How to Choose the Right Size and CADR for Each Room

One of the most common mistakes buyers make is choosing an air purifier based only on price or design while ignoring room size. A purifier that is too small for the space will have to run at higher fan speeds more often, which usually means more noise, slower cleaning, and a less satisfying result overall.

For bedrooms, a purifier rated comfortably above the actual room size is often ideal. That allows the machine to clean the air without always running at its loudest setting. For living rooms, this becomes even more important. Larger open areas need more airflow, and a purifier that is only barely rated for the room may struggle in daily use.
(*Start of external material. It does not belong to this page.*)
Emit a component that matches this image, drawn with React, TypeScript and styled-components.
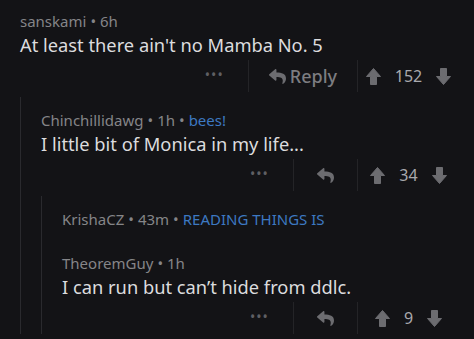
import React, { FunctionComponent, ReactNode } from 'react'
import styled, { createGlobalStyle } from 'styled-components'
import { FaReply } from 'react-icons/fa'

const GlobalStyle = createGlobalStyle`
  html, body {
    margin: 0;
    padding: 0;
    background: #131316;
  }
  body {
    font-family: 'Noto Sans', 'Open Sans', sans-serif;
    -webkit-font-smoothing: antialiased;
  }
`

const Page = styled.div`
  width: 474px;
  height: 339px;
  overflow: hidden;
  box-sizing: border-box;
  padding: 11px 15px 0 20px;
  background: #131316;
`

const CommentBlock = styled.div<{ $top: number; $bottom?: number }>`
  padding-top: ${p => p.$top}px;
  padding-bottom: ${p => p.$bottom || 0}px;
`

const Meta = styled.div`
  font-size: 15px;
  line-height: 20px;
  color: #858588;
  white-space: nowrap;
`

const Dot = styled.span`
  margin: 0 4px;
`

const Flair = styled.span<{ $caps?: boolean }>`
  color: #3d79c2;
  text-transform: ${p => (p.$caps ? 'uppercase' : 'none')};
`

const Body = styled.div`
  margin-top: 2px;
  font-size: 18.3px;
  line-height: 24px;
  color: #dcdcde;
  white-space: nowrap;
`

// Row of actions under each comment, pinned to the right
const Actions = styled.div`
  margin-top: 3px;
  display: flex;
  justify-content: flex-end;
  height: 32px;
`

const Cell = styled.div<{ $width?: number; $divider?: boolean }>`
  display: flex;
  align-items: center;
  justify-content: center;
  box-sizing: border-box;
  ${p => (p.$width ? `width: ${p.$width}px;` : 'padding: 0 20px; min-width: 64px;')}
  border-left: ${p => (p.$divider ? '1px solid #242427' : 'none')};
  color: #6c6c70;
  gap: 4px;
`

const MoreDots = styled.span`
  font-size: 14px;
  letter-spacing: 1px;
  color: #5f5f63;
  line-height: 1;
  transform: translateY(-1px);
`

const ReplyLabel = styled.span`
  font-size: 18px;
  font-weight: 500;
  color: #7d7d81;
`

const Score = styled.span`
  font-size: 16px;
  color: #a9a9ad;
  margin: 0 10px;
`

// Indented children with the thread line on the left
const Thread = styled.div`
  margin-top: 5px;
  border-left: 1px solid #2a2a2e;
  padding-left: 20px;
`

const Arrow: FunctionComponent<{ down?: boolean }> = ({ down }) => (
  <svg width='15' height='17' viewBox='0 0 15 17' style={{ transform: down ? 'rotate(180deg)' : undefined }}>
    <path d='M7.5 0.5 L14.5 8.5 L10.5 8.5 L10.5 16.5 L4.5 16.5 L4.5 8.5 L0.5 8.5 Z' fill='#6c6c70' strokeLinejoin='round' stroke='#6c6c70' strokeWidth='1' />
  </svg>
)

interface CommentProps {
  author: string
  age: string
  flair?: string
  caps?: boolean
  text?: string
  score?: number
  replyText?: boolean
  top: number
  bottom?: number
  children?: ReactNode
}

const Comment: FunctionComponent<CommentProps> = ({ author, age, flair, caps, text, score, replyText, top, bottom, children }) => (
  <CommentBlock $top={top} $bottom={bottom}>
    <Meta>
      {author}<Dot>•</Dot>{age}
      {flair && <><Dot>•</Dot><Flair $caps={caps}>{flair}</Flair></>}
    </Meta>
    {text && <>
      <Body>{text}</Body>
      <Actions>
        <Cell $width={67}><MoreDots>•••</MoreDots></Cell>
        <Cell $divider>
          <FaReply size={17} />
          {replyText && <ReplyLabel>Reply</ReplyLabel>}
        </Cell>
        <Cell $width={102} $divider>
          <Arrow />
          <Score>{score}</Score>
          <Arrow down />
        </Cell>
      </Actions>
    </>}
    {children && <Thread>{children}</Thread>}
  </CommentBlock>
)

const App: FunctionComponent = () => <>
  <GlobalStyle />
  <Page>
    <Comment author='sanskami' age='6h' text="At least there ain't no Mamba No. 5" score={152} replyText top={0}>
      <Comment author='Chinchillidawg' age='1h' flair='bees!' text='I little bit of Monica in my life...' score={34} top={13}>
        <Comment author='KrishaCZ' age='43m' flair='Reading things is' caps top={13} bottom={6} />
        <Comment author='TheoremGuy' age='1h' text='I can run but can’t hide from ddlc.' score={9} top={18} />
      </Comment>
    </Comment>
  </Page>
</>

export default App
As a general rule, bedroom buyers should look for quiet performance at moderate speeds, while living room buyers should focus more on coverage claims and CADR numbers that match a medium or large space. If your living room connects to another open area, it is often smarter to size up rather than buy the smallest purifier that technically fits the number on the box.

Final Verdict: Bedroom vs Living Room Air Purifier

If you are choosing between an air purifier for bedroom vs living room, the best option depends on what the room demands most. Bedrooms need quieter operation, softer lighting, and dependable overnight filtration for dust and allergens. Living rooms need more coverage, stronger airflow, and better performance against odors, pet dander, and day-to-day air pollution.

In many homes, the ideal solution is not one universal purifier for every room. It is choosing a smaller, quieter unit for the bedroom and a more powerful purifier for the living room. That approach usually gives better real-world results than forcing a single model to do both jobs equally well.

If your goal is cleaner air, fewer allergy triggers, and more practical long-term value, matching the purifier to the room is the smartest move. Bedroom and living room air purifiers may look similar, but their priorities are very different once you compare how they are actually used.